De uitkomst is niet bevredigend: een verplichting die duidelijk in het leven is geroepen voor ‘piek-en-ziek’ uitzendwerkgevers geldt nu ook voor detacheerders die werknemers vast in dienst hebben of payrollbedrijven die feitelijk geen werkgever zijn.

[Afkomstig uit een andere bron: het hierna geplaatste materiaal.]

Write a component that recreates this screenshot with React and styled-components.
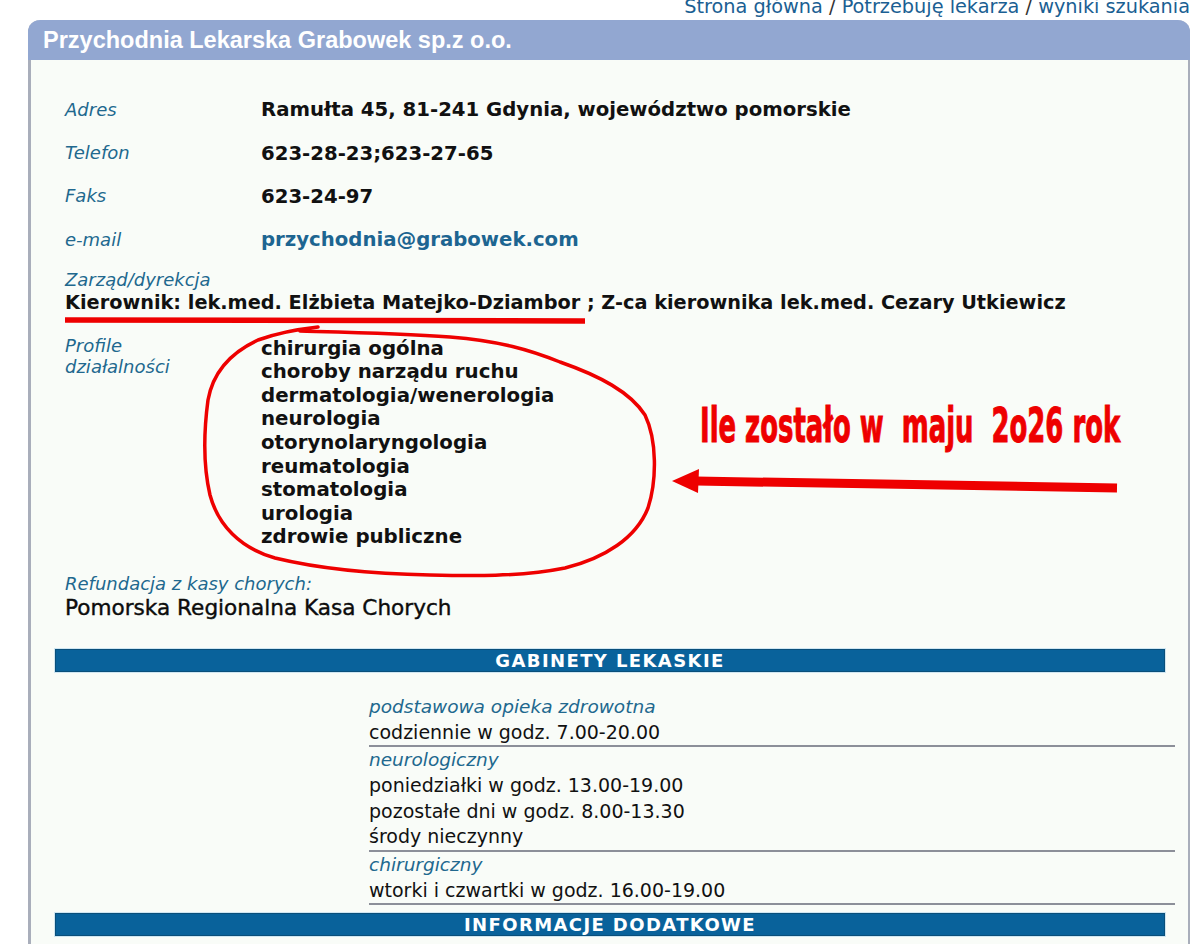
import React from "react";
import styled, { createGlobalStyle } from "styled-components";

const GlobalStyle = createGlobalStyle`
  html, body {
    margin: 0;
    padding: 0;
    background: #ffffff;
    overflow: hidden;
  }
`;

const Page = styled.div`
  width: 1200px;
  height: 944px;
  overflow: hidden;
  position: relative;
  font-family: "DejaVu Sans", Verdana, sans-serif;
`;

const TopNav = styled.div`
  height: 26px;
  margin-top: -6px;
  padding-right: 10px;
  text-align: right;
  font-size: 19.3px;
  line-height: 26px;
  color: #333;
  white-space: nowrap;
`;

const NavLink = styled.a`
  color: #1b5f93;
  text-decoration: none;
`;

const Card = styled.div`
  margin-left: 28px;
  width: 1162px;
  box-sizing: border-box;
  border-radius: 12px 12px 0 0;
  border-left: 3px solid #a9aebb;
  border-right: 2px solid #a9aebb;
  background: #f9fcf8;
  height: 940px;
`;

const CardHeader = styled.div`
  height: 40px;
  margin: 0 -2px 0 -3px;
  padding-left: 15px;
  border-radius: 12px 12px 0 0;
  background: #92a7d1;
  color: #ffffff;
  font-family: "Liberation Sans", Arial, sans-serif;
  font-weight: bold;
  font-size: 23.5px;
  line-height: 40px;
`;

const CardBody = styled.div`
  padding: 28px 13px 0 34px;
`;

const InfoGrid = styled.div`
  display: grid;
  grid-template-columns: 196px 1fr;
  grid-auto-rows: 43.4px;
  align-items: center;
`;

const Label = styled.div`
  font-style: italic;
  font-size: 18px;
  line-height: ${(p) => p.$lh || "20px"};
  color: #21688e;
`;

const Value = styled.div`
  font-weight: bold;
  font-size: 19.7px;
  color: ${(p) => (p.$link ? "#1d6591" : "#111")};
`;

const Section = styled.div`
  margin-top: ${(p) => p.$gap || 0}px;
`;

const Management = styled.div`
  font-weight: bold;
  font-size: 19.3px;
  line-height: 25px;
  color: #111;
  white-space: nowrap;
`;

const ProfileRow = styled.div`
  display: grid;
  grid-template-columns: 196px 1fr;
  margin-top: 20px;
`;

const ProfileList = styled.ul`
  margin: 2px 0 0;
  padding: 0;
  list-style: none;
  font-weight: bold;
  font-size: 19.8px;
  line-height: 23.6px;
  color: #111;
`;

const Fund = styled.div`
  font-size: 21.6px;
  line-height: 27px;
  color: #0c0c0c;
  -webkit-text-stroke: 0.4px #0c0c0c;
`;

const SectionBar = styled.div`
  margin: ${(p) => p.$top}px 10px 0 -10px;
  height: ${(p) => p.$h || 22}px;
  box-sizing: border-box;
  background: #09629b;
  border: 1px solid #0a4f7a;
  box-shadow: 0 0 0 1px #cfe6f2;
  color: #ffffff;
  text-align: center;
  font-weight: bold;
  font-size: 18px;
  letter-spacing: 1.4px;
  line-height: ${(p) => (p.$h || 22) - 2}px;
`;

const Schedule = styled.div`
  margin: 22px 0 0 304px;
`;

const Office = styled.div`
  border-bottom: 2px solid #8c8f99;
`;

const OfficeName = styled.div`
  font-style: italic;
  font-size: 18.5px;
  line-height: 26px;
  color: #21688e;
`;

const Hours = styled.div`
  font-size: 19px;
  line-height: 25.5px;
  color: #111;
`;

/* red marker scribbles drawn on top of the page */
const Marks = styled.svg`
  position: absolute;
  left: 0;
  top: 0;
  pointer-events: none;
`;

const Note = styled.div`
  position: absolute;
  left: 700px;
  top: 395px;
  font-family: "DejaVu Sans Condensed", "DejaVu Sans", sans-serif;
  font-stretch: condensed;
  font-weight: bold;
  font-size: 48px;
  line-height: 60px;
  color: #ee0000;
  white-space: pre;
  -webkit-text-stroke: 1px #ee0000;
  transform: scaleX(0.6);
  transform-origin: left top;
`;

const info = [
  ["Adres", "Ramułta 45, 81-241 Gdynia, województwo pomorskie"],
  ["Telefon", "623-28-23;623-27-65"],
  ["Faks", "623-24-97"],
  ["e-mail", "przychodnia@grabowek.com", true],
];

const profiles = [
  "chirurgia ogólna",
  "choroby narządu ruchu",
  "dermatologia/wenerologia",
  "neurologia",
  "otorynolaryngologia",
  "reumatologia",
  "stomatologia",
  "urologia",
  "zdrowie publiczne",
];

const offices = [
  { name: "podstawowa opieka zdrowotna", hours: ["codziennie w godz. 7.00-20.00"] },
  {
    name: "neurologiczny",
    hours: [
      "poniedziałki w godz. 13.00-19.00",
      "pozostałe dni w godz. 8.00-13.30",
      "środy nieczynny",
    ],
  },
  { name: "chirurgiczny", hours: ["wtorki i czwartki w godz. 16.00-19.00"] },
];

const App = () => {
  return (
    <>
      <GlobalStyle />
      <Page>
        <TopNav>
          <NavLink>Strona główna</NavLink> / <NavLink>Potrzebuję lekarza</NavLink> /{" "}
          <NavLink>wyniki szukania</NavLink>
        </TopNav>
        <Card>
          <CardHeader>Przychodnia Lekarska Grabowek sp.z o.o.</CardHeader>
          <CardBody>
            <InfoGrid>
              {info.map(([label, value, link]) => (
                <React.Fragment key={label}>
                  <Label>{label}</Label>
                  <Value $link={link}>{value}</Value>
                </React.Fragment>
              ))}
            </InfoGrid>
            <Section $gap={8}>
              <Label>Zarząd/dyrekcja</Label>
              <Management>
                Kierownik: lek.med. Elżbieta Matejko-Dziambor ; Z-ca kierownika
                lek.med. Cezary Utkiewicz
              </Management>
            </Section>
            <ProfileRow>
              <Label $lh="21px">
                Profile
                <br />
                działalności
              </Label>
              <ProfileList>
                {profiles.map((p) => (
                  <li key={p}>{p}</li>
                ))}
              </ProfileList>
            </ProfileRow>
            <Section $gap={25}>
              <Label>Refundacja z kasy chorych:</Label>
              <Fund>Pomorska Regionalna Kasa Chorych</Fund>
            </Section>
            <SectionBar $top={28} $h={23}>GABINETY LEKASKIE</SectionBar>
            <Schedule>
              {offices.map((o) => (
                <Office key={o.name}>
                  <OfficeName>{o.name}</OfficeName>
                  {o.hours.map((h) => (
                    <Hours key={h}>{h}</Hours>
                  ))}
                </Office>
              ))}
            </Schedule>
            <SectionBar $top={8} $h={23}>INFORMACJE DODATKOWE</SectionBar>
          </CardBody>
        </Card>

        <Marks width="1200" height="944" viewBox="0 0 1200 944">
          <path d="M65 320 L585 321" stroke="#ee0000" strokeWidth="5.5" fill="none" />
          <path
            d="M300 331 C340 332 400 333 450 337 C500 341 530 350 560 362 C600 376 630 392 645 415
               C657 440 657 480 648 508 C636 538 605 558 565 568 C520 577 470 576 430 575
               C380 574 320 569 275 558 C240 548 218 525 210 495 C203 465 204 430 208 400
               C213 372 232 352 258 340 C280 332 300 329 318 327"
            stroke="#ee0000"
            strokeWidth="3.5"
            fill="none"
            strokeLinecap="round"
          />
          <path d="M1117 488 L696 481" stroke="#ee0000" strokeWidth="9" fill="none" />
          <path d="M672 481 L699 469 L698 493 Z" fill="#ee0000" />
        </Marks>
        <Note>{"Ile zostało w  maju  2o26 rok"}</Note>
      </Page>
    </>
  );
};

export default App;
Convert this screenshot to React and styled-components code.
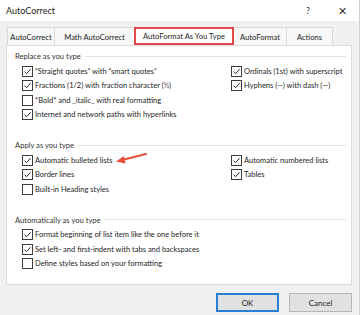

Is de kous daarmee af? Nee, de wetgever is aan zet
De Hoge Raad onderkent dat toepassing van de regels van artikel 7:691 BW in driehoeksrelaties als voornoemd bij 2. en 3. kan leiden tot door de wetgever onbedoelde effecten. En doet een oproep aan de wetgever om dit op te lossen. Veel payrollmedewerkers verliezen nu hun ontslagbescherming die nu blijken op basis van een uitzendovereenkomst te werken. Dit heeft te maken met de samenhang van artikel 7:690 en 7:691 BW. Als een werkgever uitzendwerkgever is, kan hij de voordelen van artikel 7:691 BW en de uitzendcao’s toepassen. Hierdoor heeft de payrollmedewerker die werkt op basis van een uitzendovereenkomst een totaal andere rechtspositie dan zijn collega die exact hetzelfde werk doet. Voor vergroting van werkzekerheid dient de wetgever het lek van artikel 7:691 BW te dichten. Met dit artikel kan de uitzendwerkgever de aan de uitzendkracht door artikel 7:690 BW geboden bescherming ongedaan maken. Het ligt voor de hand dat de wetgever het advies van de AG aan de Hoge Raad volgt. De Hoge Raad kon dit niet, de wetgever wel. De voordelen van de uitzendovereenkomst komen dan alleen nog maar toe aan klassieke uitzendwerkgevers. Daarvoor moet de definitie van artikel 7:690 BW worden gewijzigd. Het gevolg is dat de medewerker die vast in dienst is bij een detacheerder niet valt onder de werkingssfeer van StiPP, en payrollmedewerkers de ontslagbescherming krijgen die de regering ze wil bieden.